Grenfell Inquiry: LBC reviews the extraordinary evidence from cladding firm

24 July 2020, 14:23 | Updated: 9 October 2020, 15:14

Rachael Venables

By Rachael Venables

The Grenfell Inquiry heard evidence from the company who installed the flammable cladding. LBC's Correspondent Rachael Venables reviewed this week's evidence.

All week we've continued hearing from staff at Rydon, They were the main contractor responsible for the £8.7million refurbishment at Grenfell Tower betwen 2014 and 2016.

Contracts manager Simon Lawrence admitted the company presented altered figures while trying to pitch cheaper cladding to Kensington and Chelsea's Tennant Management Organisation, the group responsible for the running of the tower, pocketing the more than £100,000 difference.

Rydon told the TMO that they could save between £293k and £376ks if they dropped the zinc cladding they were planning to use and went for an aluminium-cored cladding instead. This we know, is highly flammable.

However, Rydon knew the ACM cladding was actually even cheaper. They'd just been quoted higher savings of between £419k and £570k.

In the end, Rydon made a profit of £126,000 by switching to a cheaper and much more dangerous type of cladding.

Rachael Venables reviewed the remarkable evidence from the Grenfell Inquiry this week
Rachael Venables reviewed the remarkable evidence from the Grenfell Inquiry this week. Picture: PA / LBC

We also learned this week Rydon representatives promised on five different occasions to hire a fire-safety specialist.

That happened during meetings in April, June, July, September and October 2014 as works were getting started.

But they never did. And they never told the client that they hadn't.

Lawrence confirmed that the absence of a fire engineer on the team meant the cladding was chosen without consulting a specialist fire safety consultant.

And he repeatedly denied knowing himself that the cheeper cladding was more dangerous He was also asked about an email he got from Claire Williams from the TMO on 12th November 2014, who asked him for clarification after having what she described as a “Lakanal moment”.

That referred to the fire in which six people died which spread across a 12-storey block in Camberwell in 2009. In that case there were numerous fire safety failings, but the inquest also found that the newly-installed cladding offered less fire resistance than the panels they replaced in a recent refurbishment.
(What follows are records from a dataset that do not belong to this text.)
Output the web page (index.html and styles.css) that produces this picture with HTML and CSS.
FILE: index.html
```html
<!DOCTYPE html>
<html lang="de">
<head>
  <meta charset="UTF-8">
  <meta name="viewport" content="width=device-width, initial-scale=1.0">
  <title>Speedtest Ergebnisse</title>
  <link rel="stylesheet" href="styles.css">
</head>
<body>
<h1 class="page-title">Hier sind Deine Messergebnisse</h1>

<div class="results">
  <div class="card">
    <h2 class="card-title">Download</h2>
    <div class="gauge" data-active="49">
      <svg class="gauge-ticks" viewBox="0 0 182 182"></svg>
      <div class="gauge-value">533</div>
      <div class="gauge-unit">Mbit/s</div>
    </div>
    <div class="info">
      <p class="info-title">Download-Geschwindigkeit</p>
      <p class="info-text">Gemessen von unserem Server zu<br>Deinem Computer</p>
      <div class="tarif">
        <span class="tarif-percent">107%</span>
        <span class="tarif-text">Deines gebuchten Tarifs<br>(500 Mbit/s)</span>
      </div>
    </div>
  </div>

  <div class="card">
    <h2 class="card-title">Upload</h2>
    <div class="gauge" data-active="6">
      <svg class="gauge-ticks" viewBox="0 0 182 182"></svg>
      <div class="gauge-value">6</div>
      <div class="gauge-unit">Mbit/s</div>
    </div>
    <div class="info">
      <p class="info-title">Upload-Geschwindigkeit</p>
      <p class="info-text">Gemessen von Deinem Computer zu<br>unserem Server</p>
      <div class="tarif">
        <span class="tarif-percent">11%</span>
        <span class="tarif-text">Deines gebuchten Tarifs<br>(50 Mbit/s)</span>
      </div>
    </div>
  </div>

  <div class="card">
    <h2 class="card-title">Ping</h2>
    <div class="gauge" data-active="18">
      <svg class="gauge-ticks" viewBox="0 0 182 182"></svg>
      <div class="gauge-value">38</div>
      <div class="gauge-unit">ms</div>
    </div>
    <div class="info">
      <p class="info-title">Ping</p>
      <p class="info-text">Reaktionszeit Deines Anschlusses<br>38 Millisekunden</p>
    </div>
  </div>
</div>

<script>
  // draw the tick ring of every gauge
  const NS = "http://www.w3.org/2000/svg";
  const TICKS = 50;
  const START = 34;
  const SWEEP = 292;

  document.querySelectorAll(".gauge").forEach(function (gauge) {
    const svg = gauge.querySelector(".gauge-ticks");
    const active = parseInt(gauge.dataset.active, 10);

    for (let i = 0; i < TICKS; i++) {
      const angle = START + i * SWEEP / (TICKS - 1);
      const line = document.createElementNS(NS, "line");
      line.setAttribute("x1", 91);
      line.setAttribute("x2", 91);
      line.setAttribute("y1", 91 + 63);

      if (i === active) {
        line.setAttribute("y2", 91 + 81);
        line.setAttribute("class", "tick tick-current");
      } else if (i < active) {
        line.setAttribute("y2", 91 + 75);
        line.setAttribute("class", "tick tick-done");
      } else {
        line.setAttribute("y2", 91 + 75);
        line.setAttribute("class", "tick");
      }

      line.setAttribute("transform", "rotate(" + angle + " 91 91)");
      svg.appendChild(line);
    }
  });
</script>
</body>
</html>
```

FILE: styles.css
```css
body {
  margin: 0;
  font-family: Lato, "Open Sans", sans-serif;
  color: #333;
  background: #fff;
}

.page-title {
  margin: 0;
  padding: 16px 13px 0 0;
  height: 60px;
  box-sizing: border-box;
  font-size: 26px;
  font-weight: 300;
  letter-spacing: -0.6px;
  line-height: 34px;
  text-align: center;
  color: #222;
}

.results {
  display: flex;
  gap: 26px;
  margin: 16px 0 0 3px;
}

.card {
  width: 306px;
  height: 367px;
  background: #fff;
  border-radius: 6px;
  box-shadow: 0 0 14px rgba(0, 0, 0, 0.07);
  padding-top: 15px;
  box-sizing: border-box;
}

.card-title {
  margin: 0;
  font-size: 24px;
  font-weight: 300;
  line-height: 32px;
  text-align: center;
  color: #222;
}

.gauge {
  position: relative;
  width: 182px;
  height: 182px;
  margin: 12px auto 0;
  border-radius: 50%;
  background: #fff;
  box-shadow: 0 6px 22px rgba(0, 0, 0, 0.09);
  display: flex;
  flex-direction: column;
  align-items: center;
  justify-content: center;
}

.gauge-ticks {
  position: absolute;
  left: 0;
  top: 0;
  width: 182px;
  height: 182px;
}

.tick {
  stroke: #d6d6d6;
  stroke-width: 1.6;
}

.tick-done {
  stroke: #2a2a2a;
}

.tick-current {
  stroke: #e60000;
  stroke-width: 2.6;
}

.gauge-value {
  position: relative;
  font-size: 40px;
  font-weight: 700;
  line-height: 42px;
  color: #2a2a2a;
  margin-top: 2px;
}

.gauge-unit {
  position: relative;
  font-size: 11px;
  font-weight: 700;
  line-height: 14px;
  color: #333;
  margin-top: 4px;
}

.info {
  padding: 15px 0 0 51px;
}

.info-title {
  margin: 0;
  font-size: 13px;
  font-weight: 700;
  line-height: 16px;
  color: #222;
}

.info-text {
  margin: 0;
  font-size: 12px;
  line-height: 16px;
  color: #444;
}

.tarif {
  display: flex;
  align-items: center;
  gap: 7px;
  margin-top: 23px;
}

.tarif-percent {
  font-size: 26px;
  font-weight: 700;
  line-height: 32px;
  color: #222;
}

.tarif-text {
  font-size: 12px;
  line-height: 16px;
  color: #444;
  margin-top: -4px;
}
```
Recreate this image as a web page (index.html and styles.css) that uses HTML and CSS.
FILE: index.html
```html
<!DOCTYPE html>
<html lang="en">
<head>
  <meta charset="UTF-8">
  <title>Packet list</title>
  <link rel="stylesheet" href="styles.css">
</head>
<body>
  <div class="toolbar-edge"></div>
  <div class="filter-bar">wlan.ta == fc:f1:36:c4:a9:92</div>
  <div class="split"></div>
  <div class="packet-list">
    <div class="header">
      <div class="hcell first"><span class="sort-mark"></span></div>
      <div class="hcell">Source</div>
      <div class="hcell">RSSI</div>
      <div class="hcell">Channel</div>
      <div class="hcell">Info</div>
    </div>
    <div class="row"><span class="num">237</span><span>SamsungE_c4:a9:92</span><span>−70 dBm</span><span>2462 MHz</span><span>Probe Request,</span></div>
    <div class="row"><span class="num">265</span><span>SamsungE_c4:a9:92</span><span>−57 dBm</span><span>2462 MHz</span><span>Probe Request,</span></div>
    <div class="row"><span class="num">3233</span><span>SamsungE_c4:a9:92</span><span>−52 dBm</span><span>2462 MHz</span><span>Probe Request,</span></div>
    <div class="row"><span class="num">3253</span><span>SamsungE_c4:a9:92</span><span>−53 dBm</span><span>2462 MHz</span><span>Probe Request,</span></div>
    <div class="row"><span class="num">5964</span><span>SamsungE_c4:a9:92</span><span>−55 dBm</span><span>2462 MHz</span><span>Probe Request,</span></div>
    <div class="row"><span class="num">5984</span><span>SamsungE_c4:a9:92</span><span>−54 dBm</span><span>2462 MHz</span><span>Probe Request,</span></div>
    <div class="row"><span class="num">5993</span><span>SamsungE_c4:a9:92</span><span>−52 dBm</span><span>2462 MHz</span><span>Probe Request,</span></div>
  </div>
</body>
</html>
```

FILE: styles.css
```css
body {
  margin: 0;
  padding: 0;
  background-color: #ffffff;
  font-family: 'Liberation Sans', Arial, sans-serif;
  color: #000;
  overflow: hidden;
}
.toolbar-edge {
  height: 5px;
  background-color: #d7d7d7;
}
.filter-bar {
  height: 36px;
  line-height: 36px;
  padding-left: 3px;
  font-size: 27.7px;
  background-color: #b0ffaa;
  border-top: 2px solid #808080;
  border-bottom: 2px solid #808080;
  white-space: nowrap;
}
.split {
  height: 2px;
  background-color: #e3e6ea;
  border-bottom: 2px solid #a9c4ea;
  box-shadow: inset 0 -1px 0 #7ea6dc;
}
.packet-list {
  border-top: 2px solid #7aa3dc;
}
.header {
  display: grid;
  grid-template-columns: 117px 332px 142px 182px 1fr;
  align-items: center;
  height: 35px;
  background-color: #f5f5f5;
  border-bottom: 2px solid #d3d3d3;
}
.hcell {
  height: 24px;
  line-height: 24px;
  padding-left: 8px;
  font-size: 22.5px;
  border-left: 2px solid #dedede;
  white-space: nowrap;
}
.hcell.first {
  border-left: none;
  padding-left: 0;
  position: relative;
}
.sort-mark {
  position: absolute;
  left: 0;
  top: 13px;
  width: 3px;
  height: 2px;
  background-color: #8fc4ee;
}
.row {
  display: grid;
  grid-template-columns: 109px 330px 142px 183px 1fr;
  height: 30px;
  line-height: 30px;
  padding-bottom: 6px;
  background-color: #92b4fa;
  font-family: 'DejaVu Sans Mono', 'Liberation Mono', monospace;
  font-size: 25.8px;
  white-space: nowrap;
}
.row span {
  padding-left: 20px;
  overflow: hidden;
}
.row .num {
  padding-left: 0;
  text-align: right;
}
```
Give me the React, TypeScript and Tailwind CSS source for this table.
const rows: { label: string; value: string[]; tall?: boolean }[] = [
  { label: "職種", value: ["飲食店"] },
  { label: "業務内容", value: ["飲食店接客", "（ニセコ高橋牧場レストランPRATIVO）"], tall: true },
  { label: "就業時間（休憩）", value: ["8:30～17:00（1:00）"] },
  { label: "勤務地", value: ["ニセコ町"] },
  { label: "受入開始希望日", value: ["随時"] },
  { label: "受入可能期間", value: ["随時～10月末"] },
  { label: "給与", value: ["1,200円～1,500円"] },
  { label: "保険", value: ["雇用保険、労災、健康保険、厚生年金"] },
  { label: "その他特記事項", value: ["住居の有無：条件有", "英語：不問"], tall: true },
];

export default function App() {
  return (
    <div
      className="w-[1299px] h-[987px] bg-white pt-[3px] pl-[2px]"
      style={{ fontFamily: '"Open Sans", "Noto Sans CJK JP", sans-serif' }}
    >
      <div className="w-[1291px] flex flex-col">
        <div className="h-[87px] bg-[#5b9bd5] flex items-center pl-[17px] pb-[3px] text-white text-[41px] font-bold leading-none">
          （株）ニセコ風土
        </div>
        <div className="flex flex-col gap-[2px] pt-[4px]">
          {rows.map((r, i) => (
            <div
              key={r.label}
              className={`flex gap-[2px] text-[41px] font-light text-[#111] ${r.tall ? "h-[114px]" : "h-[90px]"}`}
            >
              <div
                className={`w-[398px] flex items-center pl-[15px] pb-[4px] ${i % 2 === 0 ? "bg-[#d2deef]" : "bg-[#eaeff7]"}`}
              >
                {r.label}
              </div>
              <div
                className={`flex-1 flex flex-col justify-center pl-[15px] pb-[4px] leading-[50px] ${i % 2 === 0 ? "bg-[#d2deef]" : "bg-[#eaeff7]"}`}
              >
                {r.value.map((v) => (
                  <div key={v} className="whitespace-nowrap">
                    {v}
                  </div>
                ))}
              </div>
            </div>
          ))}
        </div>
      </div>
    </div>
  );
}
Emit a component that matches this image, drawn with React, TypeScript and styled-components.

Lawrence never replied to that email.

Contractors Rydon were giving evidence this week
Contractors Rydon were giving evidence this week. Picture: PA

Then yesterday, Simon O'Connor, the project manager for Rydon at Grenfell, told the inquiry he thought the building and cladding materials used on the renovation were not a fire risk.

Materials such as wood, paper, and wheelie bins were considered as potential sources of fuel in a fire risk assessment completed in February 2015. But Rydon staff failed to mark building materials in that category, in what one member of staff described as "a tick exercise".

When pressed by inquiry lawyer Richard Millett QC on whether he should have included cladding materials such as Celotex insulation and aluminium-cored composite material panels as building materials, Mr O'Connor answered: "I wasn't aware at the time of their combustibility." He also said he did not "recall" whether he considered they could pose a fire risk at the time.

And it seems his CV, which was presented to the TMO as part of Rydon’s tender documents for the project, overstated his abilities.

The CV stated that O’Connor was “responsible for all operations on site” including “co-ordinating design and management of subcontractors”.

But O’Connor said: “No, I wouldn’t be qualified to co-ordinate design; I wouldn’t know where to start.”

Mr Millett also presented evidence showing Mr O'Connor, who left Rydon in 2015, never responded to a request to check the fire rating of the cladding despite being chased by an email marked "Urgent".

In an email from Claire Williams at Kensington and Chelsea Tenant Management Organisation in April 2015, Mr O'Connor was asked to lay out which fixings would be used on the cladding system and the fire rating of the cladding and the fixings.

Eight weeks later, the same message is forwarded to Mr O'Connor again with the subject "Urgent Urgent Urgent".

The message "Simon, I think you could polish this off quickly, don't you?" was also attached.

Mr O'Connor could not explain why the inquiry could not find any response to either message.

The inquiry into the Grenfell fire continues on Monday.